As for player movement, an NMC prohibits any sort of trade, waive, or loan of a player without their consent. Per the Vegas Golden Knights (and eventual Seattle) expansion draft rules, players with NMCs also must be placed on teams’ protected lists as well, but can be asked to waive their clause and be exposed in the draft. NTCs only require player approval for a trade. These clauses do not prevent buyouts, though.
Red Wings with NTCs
In all, nine Red Wings have a NTC in their contract, with some providing full coverage and others, partial. Let’s take a look at their individual circumstances.
When Dylan Larkin signed his new, five-year contract in 2018, it came with a NTC for the final season.
The NTC includes all teams, unlike the modified NTCs you’ll see below. Due to Larkin’s age, he is not eligible to receive trade protection until the 2022-23 campaign, when he’s the ripe old age of 26(!).
For the first two seasons of Frans Nielsen’s tenure in Detroit, he had a full NMC in his contract. Now, he only has a modified NTC for trade protection. The center has a 10-team no-trade list, but otherwise can be freely dealt to the 20 other teams if one wants to pick up his hefty contract.
When Abdelkader signed his often-criticized seven-year deal, it came with a full NTC for the first four years and a modified NTC during the last three. Now in year four, he has full say in any trade proposal. But when the modified NTC kicks in, things change completely. Per CapFriendly:
If Detroit misses playoffs or Abdelkader is not among the Top 9 (forwards) in TOI, he can be traded to any team – clause resets in each of the last 3 years.
As a rebuilding team full of young talent up front, it’s entirely possible that Abdelkader’s NTC is voided for at least one of the last three years. As of now, he sits 14th among forwards with regard to average time on ice. If nothing changes, the Red Wings could shop their alternate captain next season if they so choose.
Like Abdelkader, Helm’s contract has a full NTC that voids based on team and player performance:
- 2018-19 – If the Red Wings do not make the playoffs or Helm is not among the top nine forwards in terms of ice time, his NTC would be voided between June 15, 2019, and the 2020 NHL trade deadline. Both scenarios came to fruition, so Helm technically does not have an active NTC this season.
- 2019-20 – Same criteria and his NTC is voided between June 15, 2020, and the 2021 NHL trade deadline. As of this writing, Helm ranks 10th in terms of average time on ice among forwards.
During the first two years of Helm’s deal, he had a full NTC. But that’s now in the past and Helm could potentially be traded.

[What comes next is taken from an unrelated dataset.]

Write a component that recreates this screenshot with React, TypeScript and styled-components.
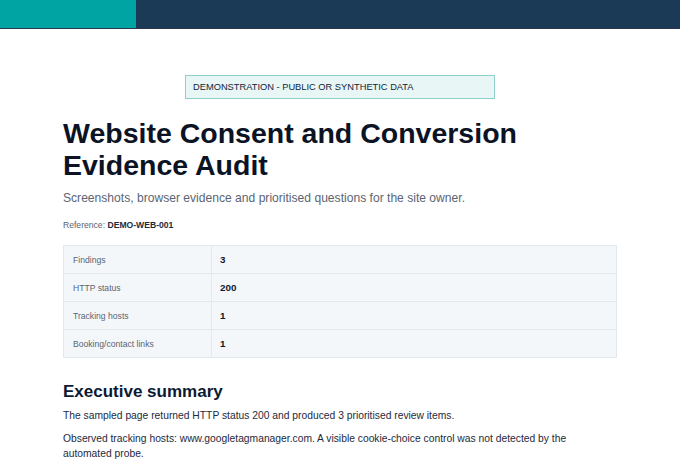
import React from 'react';
import styled, { createGlobalStyle } from 'styled-components';

const GlobalStyle = createGlobalStyle`
  body {
    margin: 0;
    background: #ffffff;
    font-family: 'Liberation Sans', Arial, sans-serif;
    color: #0f172a;
  }
`;

const TopBar = styled.div`
  display: grid;
  grid-template-columns: 136px 1fr;
  height: 28px;
  border-bottom: 1px solid #2b3550;
`;

const Accent = styled.div<{ tone: string }>`
  background: ${({ tone }) => tone};
`;

const Page = styled.main`
  width: 554px;
  margin: 0 auto;
  padding-top: 46px;
`;

const Badge = styled.div`
  width: 294px;
  margin: 0 auto;
  padding: 6px 7px;
  background: #e8f6f5;
  border: 1px solid #8fcfca;
  font-size: 9.3px;
  color: #10243a;
`;

const Title = styled.h1`
  margin: 18px 0 0;
  font-size: 28.5px;
  line-height: 32px;
  font-weight: 700;
  color: #0b1324;
`;

const Subtitle = styled.p`
  margin: 10px 0 0;
  font-size: 12.1px;
  color: #5b6472;
`;

const RefLine = styled.p`
  margin: 15px 0 0;
  font-size: 8.6px;
  color: #5b6472;
  & b { color: #1e293b; }
`;

const Table = styled.div`
  margin-top: 15px;
  display: grid;
  grid-template-columns: 147px 1fr;
  background: #f3f7fa;
  border: 1px solid #e1e8ee;
`;

const Cell = styled.div<{ value?: boolean; last?: boolean }>`
  height: 27px;
  display: flex;
  align-items: center;
  padding-left: ${({ value }) => (value ? '8px' : '9px')};
  border-bottom: ${({ last }) => (last ? 'none' : '1px solid #e1e8ee')};
  border-left: ${({ value }) => (value ? '1px solid #e1e8ee' : 'none')};
  font-size: ${({ value }) => (value ? '9.8px' : '8.6px')};
  font-weight: ${({ value }) => (value ? 700 : 400)};
  color: ${({ value }) => (value ? '#0f172a' : '#5b6472')};
`;

const Heading = styled.h2`
  margin: 24px 0 0;
  font-size: 17px;
  font-weight: 700;
  color: #0b1a33;
`;

const Para = styled.p`
  margin: 6px 0 0;
  font-size: 10.3px;
  line-height: 15px;
  color: #1e293b;
  & + & { margin-top: 8px; }
`;

const rows = [
  ['Findings', '3'],
  ['HTTP status', '200'],
  ['Tracking hosts', '1'],
  ['Booking/contact links', '1'],
];

export default function App() {
  return (
    <>
      <GlobalStyle />
      <TopBar>
        <Accent tone="#00a5a3" />
        <Accent tone="#1b3a56" />
      </TopBar>
      <Page>
        <Badge>DEMONSTRATION - PUBLIC OR SYNTHETIC DATA</Badge>
        <Title>Website Consent and Conversion<br />Evidence Audit</Title>
        <Subtitle>Screenshots, browser evidence and prioritised questions for the site owner.</Subtitle>
        <RefLine>Reference: <b>DEMO-WEB-001</b></RefLine>
        <Table>
          {rows.map(([label, val], i) => (
            <React.Fragment key={label}>
              <Cell last={i === rows.length - 1}>{label}</Cell>
              <Cell value last={i === rows.length - 1}>{val}</Cell>
            </React.Fragment>
          ))}
        </Table>
        <Heading>Executive summary</Heading>
        <Para>The sampled page returned HTTP status 200 and produced 3 prioritised review items.</Para>
        <Para>
          Observed tracking hosts: www.googletagmanager.com. A visible cookie-choice control was not detected by the
          automated probe.
        </Para>
      </Page>
    </>
  );
}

Now in his second tour of duty with the Red Wings, Filppula has a full NTC that runs through Jan. 31 of next year. But once the calendar turns to February, Filppula can submit an eight-team list of destinations he’d like to avoid. This is the only NTC that Yzerman has handed out.

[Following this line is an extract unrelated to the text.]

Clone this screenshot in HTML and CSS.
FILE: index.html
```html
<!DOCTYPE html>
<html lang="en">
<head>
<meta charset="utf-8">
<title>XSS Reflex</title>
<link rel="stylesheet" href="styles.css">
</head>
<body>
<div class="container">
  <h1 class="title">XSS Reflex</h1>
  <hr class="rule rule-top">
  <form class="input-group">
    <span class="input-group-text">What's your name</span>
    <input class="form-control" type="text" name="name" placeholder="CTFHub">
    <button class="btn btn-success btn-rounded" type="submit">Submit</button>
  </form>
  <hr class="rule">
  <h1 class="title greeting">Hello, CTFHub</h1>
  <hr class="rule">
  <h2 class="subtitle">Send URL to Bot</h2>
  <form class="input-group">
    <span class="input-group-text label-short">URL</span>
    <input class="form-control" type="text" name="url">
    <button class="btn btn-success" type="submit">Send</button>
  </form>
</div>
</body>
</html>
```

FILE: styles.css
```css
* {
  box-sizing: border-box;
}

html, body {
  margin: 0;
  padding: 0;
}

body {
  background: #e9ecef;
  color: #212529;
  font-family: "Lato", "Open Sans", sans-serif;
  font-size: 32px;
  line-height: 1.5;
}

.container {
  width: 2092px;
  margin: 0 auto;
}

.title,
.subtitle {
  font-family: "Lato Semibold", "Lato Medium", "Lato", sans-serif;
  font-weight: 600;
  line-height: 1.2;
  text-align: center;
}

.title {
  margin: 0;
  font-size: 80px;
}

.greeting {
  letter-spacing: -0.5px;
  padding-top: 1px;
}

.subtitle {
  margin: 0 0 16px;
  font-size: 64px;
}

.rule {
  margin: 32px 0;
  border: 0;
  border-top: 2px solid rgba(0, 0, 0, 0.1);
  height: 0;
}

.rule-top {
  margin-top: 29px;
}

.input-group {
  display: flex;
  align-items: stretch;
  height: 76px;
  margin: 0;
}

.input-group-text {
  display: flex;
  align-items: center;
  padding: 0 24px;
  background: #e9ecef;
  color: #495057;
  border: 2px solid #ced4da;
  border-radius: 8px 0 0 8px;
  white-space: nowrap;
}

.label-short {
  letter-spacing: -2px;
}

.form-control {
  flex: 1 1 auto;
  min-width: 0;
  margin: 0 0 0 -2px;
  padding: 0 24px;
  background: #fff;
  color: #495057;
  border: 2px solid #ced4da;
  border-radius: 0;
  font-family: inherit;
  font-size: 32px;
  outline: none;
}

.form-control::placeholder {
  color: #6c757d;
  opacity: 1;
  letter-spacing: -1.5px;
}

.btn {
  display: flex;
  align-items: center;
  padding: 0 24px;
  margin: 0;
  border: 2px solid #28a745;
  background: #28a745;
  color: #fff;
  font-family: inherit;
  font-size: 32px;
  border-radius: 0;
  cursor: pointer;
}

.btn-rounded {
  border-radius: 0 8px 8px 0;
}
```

After the Red Wings failed to trade Green as a rental during the 2017-18 season, they now have another opportunity. Starting Feb. 1, a 10-team no-trade list comes into play. The Red Wings will need to consider said list if they try to trade him as a rental again. Still, there are 20 other teams that Detroit can freely trade Green to at that point.
Like Green, DeKeyser’s contract comes with a full NTC until the tail end of the final year on the deal. Starting on New Year’s Day 2021, DeKeyser will have a 10-team no trade list that the Red Wings will need to abide by. Until then, the defenseman will need to approve any deal involving him.

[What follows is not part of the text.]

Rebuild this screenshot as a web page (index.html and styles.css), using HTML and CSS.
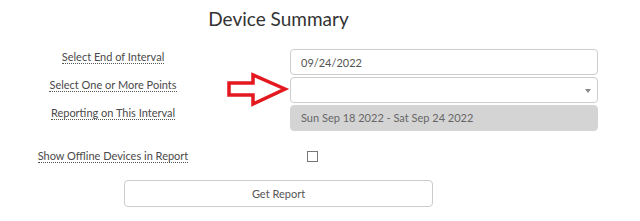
FILE: index.html
```html
<!DOCTYPE html>
<html lang="en">
<head>
    <meta charset="UTF-8">
    <title>Device Summary</title>
    <link rel="stylesheet" href="styles.css">
</head>
<body>

<div class="page">
    <h1 class="page-title">Device Summary</h1>

    <div class="form-grid">
        <div class="field-label"><abbr title="Last day of the reporting interval">Select End of Interval</abbr></div>
        <input type="text" class="field-input" value="09/24/2022">

        <div class="field-label"><abbr title="Points to include">Select One or More Points</abbr></div>
        <div class="field-input field-select"><span class="caret"></span></div>

        <div class="field-label"><abbr title="Computed interval">Reporting on This Interval</abbr></div>
        <div class="field-input field-readonly">Sun Sep 18 2022 - Sat Sep 24 2022</div>
    </div>

    <div class="form-grid offline-row">
        <div class="field-label"><abbr title="Include offline devices">Show Offline Devices in Report</abbr></div>
        <div class="check-cell"><span class="check-box"></span></div>
    </div>

    <button class="report-button">Get Report</button>

    <svg class="callout-arrow" width="64" height="36" viewBox="0 0 64 36">
        <polygon points="3,11 27,11 27,3 59,17 27,32 27,23 3,23" fill="#fff" stroke="#e3191f" stroke-width="3.5"/>
    </svg>
</div>

</body>
</html>
```

FILE: styles.css
```css
body {
    margin: 0;
    padding: 0;
    background-color: #fff;
    font-family: 'Lato', 'Liberation Sans', sans-serif;
    color: #4a4a4a;
}
.page {
    position: relative;
    padding-top: 7px;
}
.page-title {
    width: 557px;
    margin: 0 0 18px;
    text-align: center;
    font-size: 19px;
    line-height: 24px;
    font-weight: normal;
    color: #333;
}
.form-grid {
    display: grid;
    grid-template-columns: 226px 308px;
    grid-auto-rows: 26px;
    column-gap: 64px;
    row-gap: 2px;
}
.field-label {
    text-align: center;
    font-size: 11px;
    line-height: 14px;
    padding-top: 1px;
}
.field-label abbr {
    text-decoration: none;
    border-bottom: 1px dotted #555;
}
.field-input {
    box-sizing: border-box;
    height: 26px;
    margin: 0;
    padding: 0 10px;
    border: 1px solid #ccc;
    border-radius: 4px;
    background-color: #fff;
    font-family: inherit;
    font-size: 11px;
    line-height: 24px;
    color: #555;
}
.field-select {
    position: relative;
}
.caret {
    position: absolute;
    right: 6px;
    top: 11px;
    border-left: 3px solid transparent;
    border-right: 3px solid transparent;
    border-top: 4px solid #888;
}
.field-readonly {
    border-color: #d4d4d4;
    background-color: #d4d4d4;
    color: #666;
}
.offline-row {
    margin-top: 14px;
    grid-auto-rows: 22px;
}
.offline-row .field-label {
    padding-top: 4px;
}
.check-cell {
    display: flex;
    align-items: center;
    padding-left: 17px;
}
.check-box {
    box-sizing: border-box;
    width: 11px;
    height: 11px;
    border: 1px solid #777;
    background-color: #fff;
}
.report-button {
    display: block;
    box-sizing: border-box;
    width: 309px;
    height: 27px;
    margin: 13px 0 0 124px;
    border: 1px solid #ccc;
    border-radius: 4px;
    background-color: #fff;
    font-family: inherit;
    font-size: 11px;
    color: #555;
}
.callout-arrow {
    position: absolute;
    left: 226px;
    top: 72px;
}
```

After four years of a full NTC, the Red Wings finally have some leeway to move Ericsson. At the beginning of last season, the Swedish blueliner submitted a 19-team no-trade list. If any of the 11 remaining franchises want Ericsson, Detroit can freely ship him out without his prior approval.
When Daley signed with Detroit in 2017, he negotiated a modified NTC after bouncing around with a few teams. The first season came with a full NTC. Last season, however, brought some change 10 days prior to the 2019 NHL Trade Deadline. Now, Daley has a 15-team no-trade list, which will be active throughout the remainder of this season.
As Detroit rebuilds, they’ll have the opportunity to trade the veteran rearguard if they desire. Daley is well-respected in the locker room and has Stanley Cup experience, which is coveted every spring.
While the Red Wings are handicapped with self-inflicted NTCs, they do have some wiggle room to move players out. Of course, it’s never ideal to let mediocre veterans determine their fate, but Yzerman can begin shipping players out. And, with the Red Wings going through another subpar season, perhaps some of these players would be willing to waive their NTCs to play for a contender if one gives Yzerman a ring at the trade deadline.